If you suffer from an anxiety disorder, you can help calm yourself down by practicing certain breathing exercises. When you have a panic attack, your breathing rate and pattern changes, allowing for other anxiety symptoms to occur, exacerbating your already panicked state. To help calm yourself down, you’ll want to learn how to breathe differently.
People in a heightened state of anxiety or a full-blown panic attack generally breathe using their upper chest (or upper lungs) using shallow, rapid breaths. Upper-lung breathing can lead to hyperventilation, which can compound the symptoms of your panicked state, making it feel worse and last longer.
In situations like this, breathing from your lower chest (or lower lungs) can actually mitigate the severity of your anxiety, helping you return to a baseline level of calm. By breathing using your lower chest, you’ll learn how to properly slow your breathing, which in turn calms the rest of your body and allows your panic to dissipate. Here are some breathing exercises that can help you feel less anxious and calm you down!

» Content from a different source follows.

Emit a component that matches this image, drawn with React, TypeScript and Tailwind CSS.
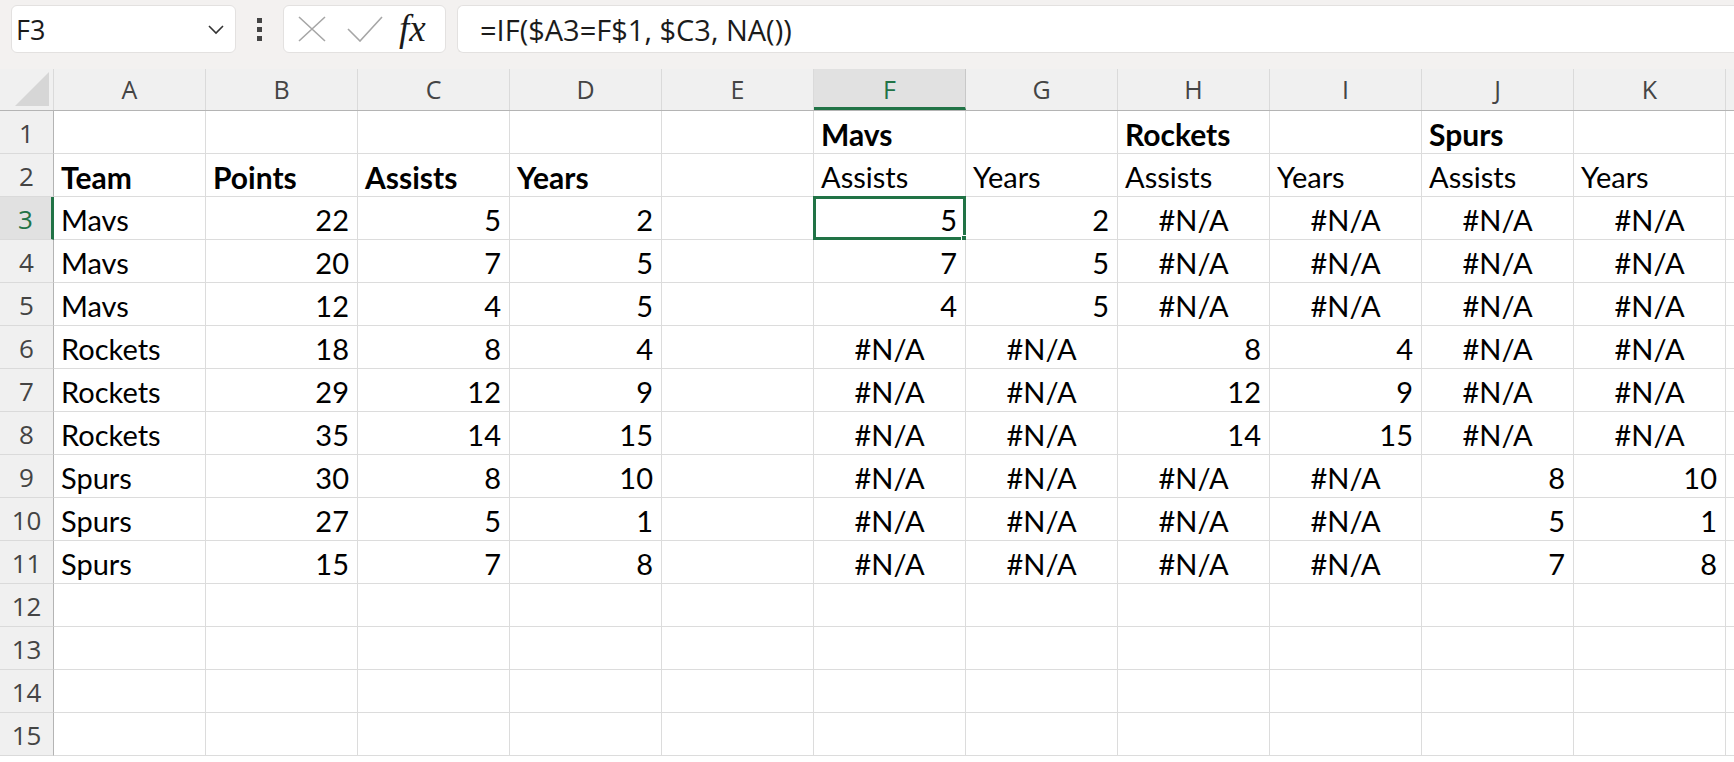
import React from "react";

const COLS = ["A", "B", "C", "D", "E", "F", "G", "H", "I", "J", "K"];
const NA = "#N/A";

type Cell = { v: string; b?: boolean; num?: boolean };

const t = (v: string, b = false): Cell => ({ v, b });
const n = (v: string): Cell => ({ v, num: true });
const e = (): Cell => ({ v: "" });
const na = (): Cell => ({ v: NA });

const rows: Cell[][] = [
  [e(), e(), e(), e(), e(), t("Mavs", true), e(), t("Rockets", true), e(), t("Spurs", true), e()],
  [t("Team", true), t("Points", true), t("Assists", true), t("Years", true), e(), t("Assists"), t("Years"), t("Assists"), t("Years"), t("Assists"), t("Years")],
  [t("Mavs"), n("22"), n("5"), n("2"), e(), n("5"), n("2"), na(), na(), na(), na()],
  [t("Mavs"), n("20"), n("7"), n("5"), e(), n("7"), n("5"), na(), na(), na(), na()],
  [t("Mavs"), n("12"), n("4"), n("5"), e(), n("4"), n("5"), na(), na(), na(), na()],
  [t("Rockets"), n("18"), n("8"), n("4"), e(), na(), na(), n("8"), n("4"), na(), na()],
  [t("Rockets"), n("29"), n("12"), n("9"), e(), na(), na(), n("12"), n("9"), na(), na()],
  [t("Rockets"), n("35"), n("14"), n("15"), e(), na(), na(), n("14"), n("15"), na(), na()],
  [t("Spurs"), n("30"), n("8"), n("10"), e(), na(), na(), na(), na(), n("8"), n("10")],
  [t("Spurs"), n("27"), n("5"), n("1"), e(), na(), na(), na(), na(), n("5"), n("1")],
  [t("Spurs"), n("15"), n("7"), n("8"), e(), na(), na(), na(), na(), n("7"), n("8")],
  [e(), e(), e(), e(), e(), e(), e(), e(), e(), e(), e()],
  [e(), e(), e(), e(), e(), e(), e(), e(), e(), e(), e()],
  [e(), e(), e(), e(), e(), e(), e(), e(), e(), e(), e()],
  [e(), e(), e(), e(), e(), e(), e(), e(), e(), e(), e()],
];

const cellFont = { fontFamily: "Lato, 'Liberation Sans', sans-serif" };
const uiFont = { fontFamily: "'Open Sans', 'Noto Sans', sans-serif" };

function FormulaBar() {
  return (
    <div className="flex h-[69px] items-start bg-[#f3f1f0] pt-[5px]" style={uiFont}>
      <div className="ml-[11px] flex h-[48px] w-[225px] items-center justify-between rounded-[6px] border border-[#e3e1e0] bg-white pl-[4px] pr-[10px]">
        <span className="text-[27px] leading-none text-[#1b1b1b]">F3</span>
        <svg width="18" height="12" viewBox="0 0 18 12" fill="none">
          <path d="M2 3 L9 10 L16 3" stroke="#333" strokeWidth="1.6" />
        </svg>
      </div>
      <div className="flex h-[48px] w-[47px] flex-col items-center justify-center gap-[4px]">
        <div className="h-[5px] w-[5px] bg-[#444]" />
        <div className="h-[5px] w-[5px] bg-[#444]" />
        <div className="h-[5px] w-[5px] bg-[#444]" />
      </div>
      <div className="flex h-[48px] w-[163px] items-center rounded-[6px] border border-[#e3e1e0] bg-white">
        <svg className="ml-[13px]" width="30" height="26" viewBox="0 0 30 26" fill="none">
          <path d="M2 1 L28 25 M28 1 L2 25" stroke="#a6a6a6" strokeWidth="1.6" />
        </svg>
        <svg className="ml-[20px]" width="36" height="26" viewBox="0 0 36 26" fill="none">
          <path d="M1 13 L13 25 L35 1" stroke="#a6a6a6" strokeWidth="1.6" />
        </svg>
        <span
          className="ml-[16px] -mt-[2px] text-[37px] italic leading-none text-[#1a1a1a]"
          style={{ fontFamily: "'Liberation Serif', 'DejaVu Serif', serif" }}
        >
          fx
        </span>
      </div>
      <div className="ml-[11px] flex h-[48px] flex-1 items-center rounded-l-[6px] border border-r-0 border-[#e3e1e0] bg-white pl-[22px]">
        <span className="text-[29px] leading-none text-[#1b1b1b]">=IF($A3=F$1, $C3, NA())</span>
      </div>
    </div>
  );
}

function ColumnHeader() {
  return (
    <div className="flex h-[42px] border-b border-[#b4b4b4] bg-[#f0f0f0]" style={uiFont}>
      <div className="relative w-[54px] shrink-0 border-r border-[#dadada]">
        <div className="absolute bottom-[4px] right-[4px] h-0 w-0 border-b-[34px] border-l-[34px] border-b-[#d6d6d6] border-l-transparent" />
      </div>
      {COLS.map((c) =>
        c === "F" ? (
          <div
            key={c}
            className="flex w-[152px] shrink-0 items-center justify-center border-r border-[#c8c8c8] border-b-[3px] border-b-[#217346] bg-[#e1e1e1] pt-[3px] text-[25px] text-[#217346]"
          >
            {c}
          </div>
        ) : (
          <div
            key={c}
            className="flex w-[152px] shrink-0 items-center justify-center border-r border-[#dadada] text-[25px] text-[#444]"
          >
            {c}
          </div>
        )
      )}
      <div className="flex-1" />
    </div>
  );
}

function GridRow({ idx, cells }: { idx: number; cells: Cell[] }) {
  const active = idx === 3;
  return (
    <div className="flex h-[43px]">
      <div
        className={
          active
            ? "flex w-[54px] shrink-0 items-center justify-center border-b border-[#dadada] border-r-[3px] border-r-[#217346] bg-[#e1e1e1] pt-[2px] text-[26px] text-[#217346]"
            : "flex w-[54px] shrink-0 items-center justify-center border-b border-r border-[#dadada] border-r-[#b4b4b4] bg-[#f0f0f0] pt-[2px] text-[26px] text-[#444]"
        }
        style={uiFont}
      >
        {idx}
      </div>
      {cells.map((c, i) => {
        const selected = active && i === 5;
        const align = c.v === NA ? "justify-center" : c.num ? "justify-end pr-[8px]" : "justify-start pl-[7px]";
        const size = c.b ? "text-[30px] font-bold" : "text-[29px]";
        return (
          <div
            key={i}
            className={`relative flex w-[152px] shrink-0 items-end border-b border-r border-[#dcdcdc] bg-white pb-[4px] leading-[30px] text-black ${align} ${size}`}
            style={cellFont}
          >
            {c.v}
            {selected && (
              <>
                <div className="pointer-events-none absolute -left-[1px] -top-[1px] h-[44px] w-[153px] border-[3px] border-[#217346]" />
                <div className="absolute -bottom-[4px] -right-[4px] h-[8px] w-[8px] border border-white bg-[#217346]" />
              </>
            )}
          </div>
        );
      })}
      <div className="flex-1 border-b border-[#dcdcdc] bg-white" />
    </div>
  );
}

export default function App() {
  return (
    <div className="h-[762px] w-[1734px] overflow-hidden bg-white">
      <FormulaBar />
      <ColumnHeader />
      {rows.map((r, i) => (
        <GridRow key={i} idx={i + 1} cells={r} />
      ))}
    </div>
  );
}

The best breathing technique for anxiety is called natural breathing or abdominal breathing. This is actually the ideal way to breathe all the time (unless you’re exercising or playing sports, which require something different). This is the best way to breathe since it provides maximum oxygen into your lungs with each breath you take.
To practice natural breathing, you simply have to slowly and gently inhale a normal amount of air from your nose and feel it filling your lower lungs. At the peak of your normal inhale, when your lower lungs fee full, exhale and repeat. Try it with one hand on your stomach and the other on the top of your chest. As you inhale, the hand on your abdominals should rise, while the hand on your upper chest should stay still. This indicates that you’re properly engaging your diaphragm. Concentrate on filling only your lower lungs with each breath you take, calmly and slowly.
As with many breathing techniques, natural breathing also has the added benefit of helping take your mind from the source of your anxiety. By concentrating on achieving the proper technique, you’re allowing yourself to focus on something other than the anxiety itself.
Another great technique is the calming breath, which is a deep diaphragmatic breathing exercise you can use whenever you’re feeling anxious or panicky. Just like the natural breathing technique, take a long, slow breath in through your nose and fill your lower lungs. But instead of breathing out normally, keep inhaling and fill your upper lungs, too. Hold your breath and count to three, then exhale slowly through pursed lips—this helps relax the muscles in your face, jaw, shoulders and abdomen.
The calming breath technique goes one step farther than the natural breathing technique, flooding your body with oxygen and lowering your heart rate even faster, forcing your body to slow down. This in turn can help convince the brain that its heightened state of stress and nervousness is unwarranted, and it too falls into a calmer, more restful state.
Your Mind-Body Connection
Something to keep in mind when it comes to breathing exercises or any other kind of therapy for anxiety is that they take time. This holds true for nearly every form of treatment, be it prescription drugs, counseling or forming healthy habits—it takes time for you to notice improvement.
But the pathways for that improvement begin to form the moment you decide to make a change for the better. This is why commitment is so important. Many people try breathing exercises for anxiety a couple of times over a week or two and then abandon them as useless when they don’t see any benefit. But by committing to this healthy habit and incorporating it into your daily life, the benefits can be rather shocking.
It’s your mind-body connection that allows for such incredible results. Most things that are worth doing require training—and as you train your body to breathe, your mind begins to recognize the exercise, and it responds accordingly by calming down.
Remember—anxiety isn’t just mental. It’s a physical condition as well. And by training the body how to react to it, the mind will follow.